** start **

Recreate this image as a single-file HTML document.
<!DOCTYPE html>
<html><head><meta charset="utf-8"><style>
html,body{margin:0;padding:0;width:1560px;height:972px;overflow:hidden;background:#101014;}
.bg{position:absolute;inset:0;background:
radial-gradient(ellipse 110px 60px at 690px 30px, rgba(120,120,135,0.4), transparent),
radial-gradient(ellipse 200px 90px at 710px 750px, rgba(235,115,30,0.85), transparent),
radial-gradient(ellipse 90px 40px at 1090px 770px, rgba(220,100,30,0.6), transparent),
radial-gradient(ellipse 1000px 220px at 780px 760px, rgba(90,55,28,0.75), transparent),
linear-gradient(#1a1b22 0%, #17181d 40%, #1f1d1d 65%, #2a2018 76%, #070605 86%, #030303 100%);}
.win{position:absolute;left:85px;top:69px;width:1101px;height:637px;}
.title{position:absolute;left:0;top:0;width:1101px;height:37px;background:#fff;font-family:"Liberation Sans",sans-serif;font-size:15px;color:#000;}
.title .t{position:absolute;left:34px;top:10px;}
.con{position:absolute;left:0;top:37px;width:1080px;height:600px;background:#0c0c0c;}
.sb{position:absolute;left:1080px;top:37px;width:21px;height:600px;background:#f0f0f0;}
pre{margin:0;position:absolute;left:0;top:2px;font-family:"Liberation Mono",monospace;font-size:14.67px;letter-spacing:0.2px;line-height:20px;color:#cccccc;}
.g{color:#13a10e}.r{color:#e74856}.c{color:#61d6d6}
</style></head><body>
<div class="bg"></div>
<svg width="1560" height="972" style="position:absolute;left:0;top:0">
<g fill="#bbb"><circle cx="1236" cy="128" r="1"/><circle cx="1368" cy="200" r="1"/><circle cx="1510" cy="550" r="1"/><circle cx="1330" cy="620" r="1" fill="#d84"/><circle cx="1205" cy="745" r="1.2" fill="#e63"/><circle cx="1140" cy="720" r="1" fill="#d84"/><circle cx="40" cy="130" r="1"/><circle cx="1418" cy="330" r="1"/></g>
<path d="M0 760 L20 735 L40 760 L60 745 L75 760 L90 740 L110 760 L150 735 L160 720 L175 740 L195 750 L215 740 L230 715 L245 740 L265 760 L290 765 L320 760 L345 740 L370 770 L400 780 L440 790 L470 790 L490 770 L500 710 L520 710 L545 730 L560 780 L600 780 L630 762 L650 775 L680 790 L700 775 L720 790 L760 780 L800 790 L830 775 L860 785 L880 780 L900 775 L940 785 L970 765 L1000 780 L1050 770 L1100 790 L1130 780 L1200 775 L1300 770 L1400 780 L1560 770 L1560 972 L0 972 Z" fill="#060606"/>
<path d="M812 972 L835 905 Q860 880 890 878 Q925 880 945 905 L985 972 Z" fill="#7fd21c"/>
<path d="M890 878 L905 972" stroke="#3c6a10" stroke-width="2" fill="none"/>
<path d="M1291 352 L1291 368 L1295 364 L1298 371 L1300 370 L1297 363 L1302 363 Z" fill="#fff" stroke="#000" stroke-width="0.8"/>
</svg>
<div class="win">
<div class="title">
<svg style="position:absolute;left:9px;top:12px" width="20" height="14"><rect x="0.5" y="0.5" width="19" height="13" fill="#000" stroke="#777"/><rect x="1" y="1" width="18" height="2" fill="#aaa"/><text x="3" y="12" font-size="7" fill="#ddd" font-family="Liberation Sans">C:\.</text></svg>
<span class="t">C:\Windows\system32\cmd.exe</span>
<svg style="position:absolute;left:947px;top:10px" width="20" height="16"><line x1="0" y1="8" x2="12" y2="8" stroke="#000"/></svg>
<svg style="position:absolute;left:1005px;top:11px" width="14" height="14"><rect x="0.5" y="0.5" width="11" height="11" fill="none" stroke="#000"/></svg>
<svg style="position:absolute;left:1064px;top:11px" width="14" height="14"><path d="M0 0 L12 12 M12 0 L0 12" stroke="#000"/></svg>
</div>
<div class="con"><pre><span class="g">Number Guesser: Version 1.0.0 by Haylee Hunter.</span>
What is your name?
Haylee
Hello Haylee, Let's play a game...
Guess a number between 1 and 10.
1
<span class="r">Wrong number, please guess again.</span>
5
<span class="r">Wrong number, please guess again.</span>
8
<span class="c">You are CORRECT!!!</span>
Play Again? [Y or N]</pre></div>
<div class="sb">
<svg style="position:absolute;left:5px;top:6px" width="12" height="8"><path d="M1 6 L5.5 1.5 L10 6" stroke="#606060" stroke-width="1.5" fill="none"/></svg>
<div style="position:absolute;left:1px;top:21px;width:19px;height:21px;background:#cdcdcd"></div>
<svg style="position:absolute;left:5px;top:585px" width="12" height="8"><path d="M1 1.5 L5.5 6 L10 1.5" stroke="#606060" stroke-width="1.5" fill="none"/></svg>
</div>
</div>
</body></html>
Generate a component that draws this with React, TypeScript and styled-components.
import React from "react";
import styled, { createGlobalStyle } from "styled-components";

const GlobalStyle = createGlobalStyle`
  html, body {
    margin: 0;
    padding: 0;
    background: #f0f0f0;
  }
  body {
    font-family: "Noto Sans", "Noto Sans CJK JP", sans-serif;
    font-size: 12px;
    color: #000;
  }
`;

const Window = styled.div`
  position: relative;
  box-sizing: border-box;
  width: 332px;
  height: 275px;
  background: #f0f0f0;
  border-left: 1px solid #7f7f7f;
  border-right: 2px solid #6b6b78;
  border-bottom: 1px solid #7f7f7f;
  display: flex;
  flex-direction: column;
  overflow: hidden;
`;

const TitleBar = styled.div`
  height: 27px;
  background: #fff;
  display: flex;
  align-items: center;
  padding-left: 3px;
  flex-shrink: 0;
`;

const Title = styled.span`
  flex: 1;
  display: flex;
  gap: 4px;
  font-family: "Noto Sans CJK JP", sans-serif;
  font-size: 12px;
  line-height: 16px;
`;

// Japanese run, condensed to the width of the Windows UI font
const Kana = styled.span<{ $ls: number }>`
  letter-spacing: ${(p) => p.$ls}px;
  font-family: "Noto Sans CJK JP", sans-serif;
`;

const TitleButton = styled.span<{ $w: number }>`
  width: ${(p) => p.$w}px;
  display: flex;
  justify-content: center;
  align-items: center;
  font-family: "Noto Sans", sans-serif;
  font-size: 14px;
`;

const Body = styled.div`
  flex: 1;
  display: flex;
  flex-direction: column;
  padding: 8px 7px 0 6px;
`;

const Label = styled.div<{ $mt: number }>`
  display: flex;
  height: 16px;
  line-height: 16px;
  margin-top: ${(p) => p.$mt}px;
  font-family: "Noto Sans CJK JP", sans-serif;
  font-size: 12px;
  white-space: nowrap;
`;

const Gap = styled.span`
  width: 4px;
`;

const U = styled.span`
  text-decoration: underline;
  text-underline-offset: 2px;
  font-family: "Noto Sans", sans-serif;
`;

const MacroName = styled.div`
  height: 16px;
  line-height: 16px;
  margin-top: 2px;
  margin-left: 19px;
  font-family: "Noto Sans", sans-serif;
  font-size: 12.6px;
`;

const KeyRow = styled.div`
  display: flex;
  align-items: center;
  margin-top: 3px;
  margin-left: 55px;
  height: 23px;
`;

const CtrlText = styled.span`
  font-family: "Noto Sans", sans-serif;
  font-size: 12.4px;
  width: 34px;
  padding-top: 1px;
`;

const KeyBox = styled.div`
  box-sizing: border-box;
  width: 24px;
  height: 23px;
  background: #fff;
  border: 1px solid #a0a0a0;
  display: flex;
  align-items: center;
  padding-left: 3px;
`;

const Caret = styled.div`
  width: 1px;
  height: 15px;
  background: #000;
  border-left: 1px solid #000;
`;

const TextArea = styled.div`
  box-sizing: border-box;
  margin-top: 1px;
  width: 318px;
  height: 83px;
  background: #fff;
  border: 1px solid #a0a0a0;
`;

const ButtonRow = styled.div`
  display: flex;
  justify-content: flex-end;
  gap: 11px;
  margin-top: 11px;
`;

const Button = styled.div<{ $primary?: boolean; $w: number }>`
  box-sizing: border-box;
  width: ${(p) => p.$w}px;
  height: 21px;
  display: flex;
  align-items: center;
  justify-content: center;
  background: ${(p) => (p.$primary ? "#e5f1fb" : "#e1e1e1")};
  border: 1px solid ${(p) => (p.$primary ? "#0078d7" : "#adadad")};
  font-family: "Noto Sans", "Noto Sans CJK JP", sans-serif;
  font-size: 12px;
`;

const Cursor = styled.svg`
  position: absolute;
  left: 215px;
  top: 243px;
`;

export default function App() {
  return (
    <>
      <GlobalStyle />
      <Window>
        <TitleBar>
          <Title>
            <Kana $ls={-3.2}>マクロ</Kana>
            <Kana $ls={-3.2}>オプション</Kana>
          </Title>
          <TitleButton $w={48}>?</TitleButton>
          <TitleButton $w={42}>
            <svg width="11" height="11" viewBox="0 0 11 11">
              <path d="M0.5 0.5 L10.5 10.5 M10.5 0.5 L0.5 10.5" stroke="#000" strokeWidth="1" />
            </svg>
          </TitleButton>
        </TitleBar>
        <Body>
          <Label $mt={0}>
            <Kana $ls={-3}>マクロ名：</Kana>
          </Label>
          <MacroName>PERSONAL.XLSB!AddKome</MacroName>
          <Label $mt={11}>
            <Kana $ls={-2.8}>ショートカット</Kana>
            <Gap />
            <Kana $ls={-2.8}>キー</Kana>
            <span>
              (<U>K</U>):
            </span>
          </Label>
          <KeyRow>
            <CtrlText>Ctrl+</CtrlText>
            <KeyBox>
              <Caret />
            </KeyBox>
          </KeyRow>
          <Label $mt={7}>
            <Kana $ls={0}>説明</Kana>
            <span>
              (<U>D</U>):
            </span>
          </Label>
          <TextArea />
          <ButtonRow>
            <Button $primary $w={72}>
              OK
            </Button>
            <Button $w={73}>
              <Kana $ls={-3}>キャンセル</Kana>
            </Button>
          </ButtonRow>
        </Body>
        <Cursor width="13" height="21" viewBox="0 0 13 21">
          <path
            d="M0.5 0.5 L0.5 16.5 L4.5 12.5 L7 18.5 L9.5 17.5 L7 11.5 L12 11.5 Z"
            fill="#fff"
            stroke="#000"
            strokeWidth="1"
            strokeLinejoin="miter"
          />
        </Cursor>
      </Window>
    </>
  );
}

** end **

Given problem = Each line in the listing above that contains "components" should be copied.

Full output =
Generate a component that draws this with React, TypeScript and styled-components.
import styled, { createGlobalStyle } from "styled-components";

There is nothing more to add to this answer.